The costs of languages like C++ also get worse the older a program is.

Without global knowledge of memory lifetimes, maintainers make local decisions to copy rather than share.


> We know malloc is very slow because people so frequently roll their own allocators that the STL supports this behaviour out of the box. But malloc/new is also completely endemic all over C++ codebases. Custom allocators are rare and restricted to very hot paths in very well optimised programs. On the JVM allocation is always so fast it's nearly free, and if you're not actually saturating every core on the machine 100% of the time, allocation effectively is free because all the work is pushed to the spare cores doing GC.

Allocation in a C++ program is going to be about the same speed as in a Java program. Modern mallocs are doing basically the same thing on the hot-path: bumping the index on a local slab allocator.


3x might be a bit too much today, but it's definitely slower than C. Also to be considered is the VM overhead, not just the executed code.

Here are some benchmarks; I'll leave to the experts out there to confirm or dismiss them.

https://benchmarksgame-team.pages.debian.net/benchmarksgame/...


> 3x might be a bit too much today, but it's definitely slower than C.

If anything the gap is increasing not shrinking. JVM is terrible at memory access patterns due to the design of the language, and designing for memory is increasingly critical for maximum performance on modern systems. All the clever JIT'ing in the world can't save you from the constant pointer chasing, poor cache locality, and poor prefetching.

The gap won't shrink until Java has value types. Which is on the roadmap, yes, but still doesn't exist just yet.

The problem with those benchmarks is if you look at the Java code you'll see it's highly non-idiomatic. Almost no classes or allocations. They almost all exclusively use primitives and raw arrays. Even then it still doesn't match the performance on average of the C (or similar) versions, but if you add the real-world structure you'd find in any substantial project that performance drops off.


> Almost no classes or allocations.

Plenty of `inner static classes`. Where's the up-to-date comparison showing that `static` makes a performance difference for those tiny programs?

Plenty of TreeNode allocations.

----

> The problem with …

The problem with saying "in any substantial project that performance drops off" is when we don't show any evidence.


When you say "value types" in this context, you mean "copy-only types"?


I mean "value types" https://www.jesperdj.com/2015/10/04/project-valhalla-value-t... & http://cr.openjdk.java.net/~jrose/values/values-0.html

I don't know what you mean by "copy-only types." I'm not finding any reference to that terminology in the context of language design.
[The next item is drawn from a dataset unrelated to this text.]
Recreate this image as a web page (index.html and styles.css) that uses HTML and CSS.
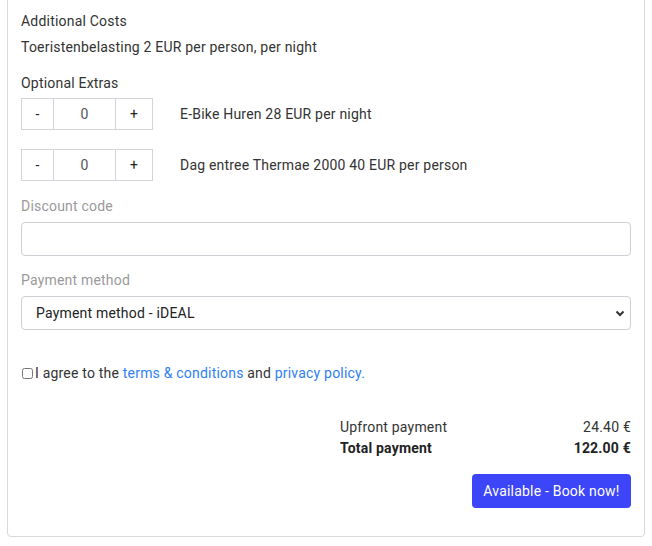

Ah, thanks for the link; I wasn't sure what it meant in the context of Java, since it's possible to get value semantics using a class.

Sorry about the confusion. I meant for the quotes around "copy-only" to indicate that it wasn't really a standard term, but I marked "value types" the same way, so that didn't really work. By "copy-only" I meant something you couldn't have more than one reference to: every name (variable) to which you assign the data would have its own independent copy.
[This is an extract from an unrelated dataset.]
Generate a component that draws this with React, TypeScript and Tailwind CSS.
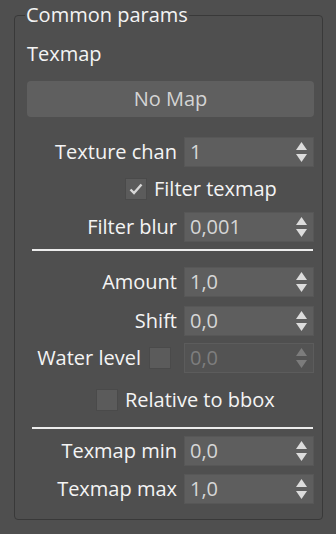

> By "copy-only" I meant something you couldn't have more than one reference to: every name (variable) to which you assign the data would have its own independent copy.
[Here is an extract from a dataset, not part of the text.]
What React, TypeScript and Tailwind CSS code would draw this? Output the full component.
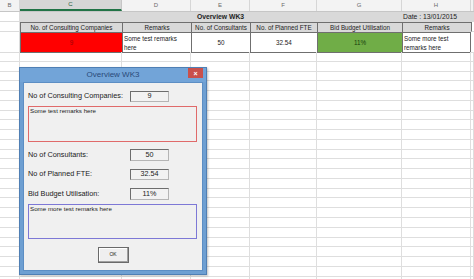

That's not really a requirement of value types, no. C# has value types (structs) and you can have references to them as well (ref & out params).

In general though yes it would be typically copied around, same as an 'int' is. Particularly if Java doesn't add something equivalent to ref/out params.


I know, that's why I asked for clarification originally. :) Anyways, I appreciate the details.


However the memory usage difference is astonishing for some of those benchmarks - using 1000x more memory is only acceptable for some situations.


This may be overly cynical, but don’t you have it backwards? 1000x greater memory usage is acceptable for most applications.

There are only a few applications for which it isn’t acceptable.

Just look at all the massive apps built on Electron. People wouldn’t do that if it wasn’t effective.


Wouldn't you say there's a difference between "effective" and "getting away with it"? If non-technical users see that their daily computing lives are made more complicated (because of lowered performance) by having n Electron apps running at the same time, they may not understand the reasons, but they will certainly choose a different solution that has the features they need, where available.


Wouldn't you say there's a difference between "effective" and "getting away with it"?

I used to think that but now I’m not so sure. :(


— default JVM allocation ~35 MB looks astonishing for tiny programs that don't allocate memory

— memory usage is less different for tiny programs that do allocate memory: reverse-complement, k-nucleotide, binary-trees, mandelbrot, regex-redux


Agreed, and ironically the most widely used Java platform (Android), despite its VM optimizations, is the one which would benefit the most from running only native code.

I mean, those 1GB RAM 7 years old slow as molasses phones getting dust into drawers or being littered into landfills would scream if they didn't have to run everything behind a VM.


Make no mistake — Android isn't memory hungry because of Java alone. Android 4 used to comfortably fit in 1Gb of RAM, but Android 10 no longer can run on such devices. Both old and new versions use JVM, but newer Android has a lot of "helpful" system services, such as "Usage Statistics" service [1] and "Autofill Servide" [2].

Google's spyware is becoming more invasive and thus more memory-hungry.

1: https://developer.android.com/reference/android/app/usage/Us...

2: https://developer.android.com/reference/android/service/auto...


Really depends on the domain. There's some things that are a lot easier to make scale up in a language with a great concurrent gc, because that makes writing some lock free data structures quite fundamentally easier (no complicated memory reclamation logic, trivial to avoid ABA problems).


GC makes it easier to write, but not necessarily better. Modern state-of-the-art Java GCs operate a global heap, so you often pay for what you do not use. In languages like Rust or C++ your can build small locally GCed heaps, where you can limit GC overhead to just a few particular structures that need GC, not everything. Therefore other structures like caches don't affect GC pause times.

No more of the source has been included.